### GIVEN TASK
Copy out each line that includes the word "full".

----

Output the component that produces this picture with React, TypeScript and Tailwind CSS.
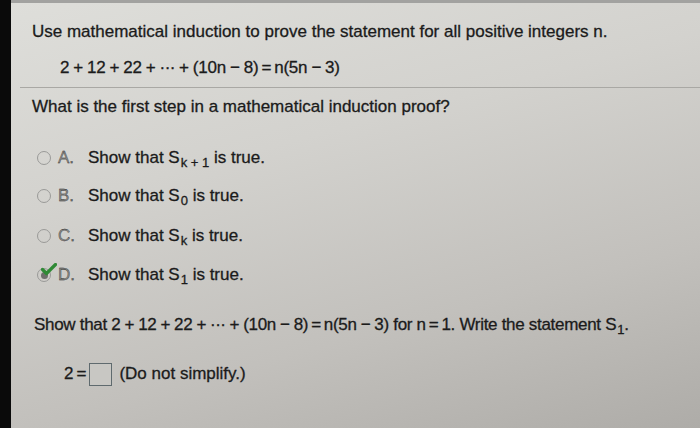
import React from "react";

function Radio({ selected = false }: { selected?: boolean }) {
  return (
    <div className="relative w-[14px] h-[14px] shrink-0">
      <div className="w-[14px] h-[14px] rounded-full border-[1.5px] border-[#9a9a98] flex items-center justify-center">
        {selected && <div className="w-[7px] h-[7px] rounded-full bg-[#6e6e6c]" />}
      </div>
      {selected && (
        <svg className="absolute left-[4px] top-[-5px]" width="16" height="13" viewBox="0 0 16 13">
          <path d="M1.5 6.5 L5.5 10.5 L14.5 1.5" fill="none" stroke="#2f8a35" strokeWidth="3.2" strokeLinecap="round" strokeLinejoin="round" />
        </svg>
      )}
    </div>
  );
}

function Sub({ children }: { children: React.ReactNode }) {
  return <sub className="text-[13px] relative top-[4px] align-baseline ml-[1px]">{children}</sub>;
}

function Option({ letter, children, selected = false, mt }: { letter: string; children: React.ReactNode; selected?: boolean; mt: string }) {
  return (
    <div className={`flex items-center h-[20px] pl-[6px] ${mt}`}>
      <Radio selected={selected} />
      <span className="ml-[7px] w-[30px] text-[#8a8a88]">{letter}</span>
      <span className="whitespace-pre">{children}</span>
    </div>
  );
}

function Eq() {
  return (
    <span>
      2<span className="mx-[4px]">+</span>12<span className="mx-[4px]">+</span>22<span className="mx-[4px]">+</span>
      <span className="tracking-[-0.5px]">···</span>
      <span className="mx-[4px]">+</span>(10n<span className="mx-[4px]">−</span>8)<span className="mx-[3px]">=</span>n(5n<span className="mx-[4px]">−</span>3)
    </span>
  );
}

export default function App() {
  return (
    <div className="w-[700px] h-[428px] flex overflow-hidden font-['Liberation_Sans',Arial,sans-serif] text-[17px] text-[#1b1b1b] [-webkit-text-stroke:0.3px_#1b1b1b]">
      <div className="w-[11px] shrink-0 bg-[#0a0a0a]" />
      <div className="flex-1 flex flex-col border-t-[3px] border-[#a2a2a0] bg-[linear-gradient(165deg,#dededa_0%,#d3d2ce_35%,#c2c0bc_70%,#aeaca8_100%)]">
        <div className="pl-[21px] pt-[19px] h-[39px] flex items-end">
          <span className="leading-[20px]">Use mathematical induction to prove the statement for all positive integers n.</span>
        </div>
        <div className="pl-[49px] mt-[16px] h-[20px] flex items-center tracking-[-0.2px]">
          <Eq />
        </div>
        <div className="ml-[9px] mt-[9px] h-[1px] bg-[#a9a8a4]" />
        <div className="pl-[21px] mt-[9px] h-[20px] flex items-center">
          What is the first step in a mathematical induction proof?
        </div>
        <div className="pl-[20px]">
          <Option letter="A." mt="mt-[31px]">
            Show that S<Sub>k + 1</Sub> is true.
          </Option>
          <Option letter="B." mt="mt-[18px]">
            Show that S<Sub>0</Sub> is true.
          </Option>
          <Option letter="C." mt="mt-[20px]">
            Show that S<Sub>k</Sub> is true.
          </Option>
          <Option letter="D." mt="mt-[19px]" selected>
            Show that S<Sub>1</Sub> is true.
          </Option>
        </div>
        <div className="pl-[23px] mt-[30px] h-[20px] flex items-center tracking-[-0.3px]">
          <span>
            Show that <Eq /> for n<span className="mx-[3px]">=</span>1. Write the statement S
            <Sub>1</Sub>.
          </span>
        </div>
        <div className="pl-[53px] mt-[29px] h-[20px] flex items-center">
          <span>2</span>
          <span className="ml-[3px]">=</span>
          <div className="ml-[3px] w-[23px] h-[23px] border border-[#5f6a6e] bg-[#c8c7c3]" />
          <span className="ml-[7px]">(Do not simplify.)</span>
        </div>
      </div>
    </div>
  );
}
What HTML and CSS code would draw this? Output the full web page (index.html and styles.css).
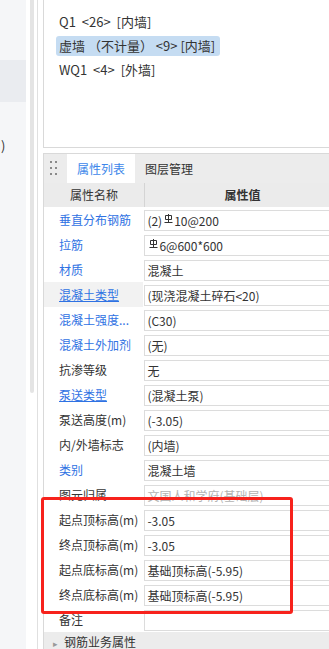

----

### THE COMPLETED TASK
      <div className="w-[14px] h-[14px] rounded-full border-[1.5px] border-[#9a9a98] flex items-center justify-center">
        {selected && <div className="w-[7px] h-[7px] rounded-full bg-[#6e6e6c]" />}
What HTML and CSS code would draw this? Output the full web page (index.html and styles.css).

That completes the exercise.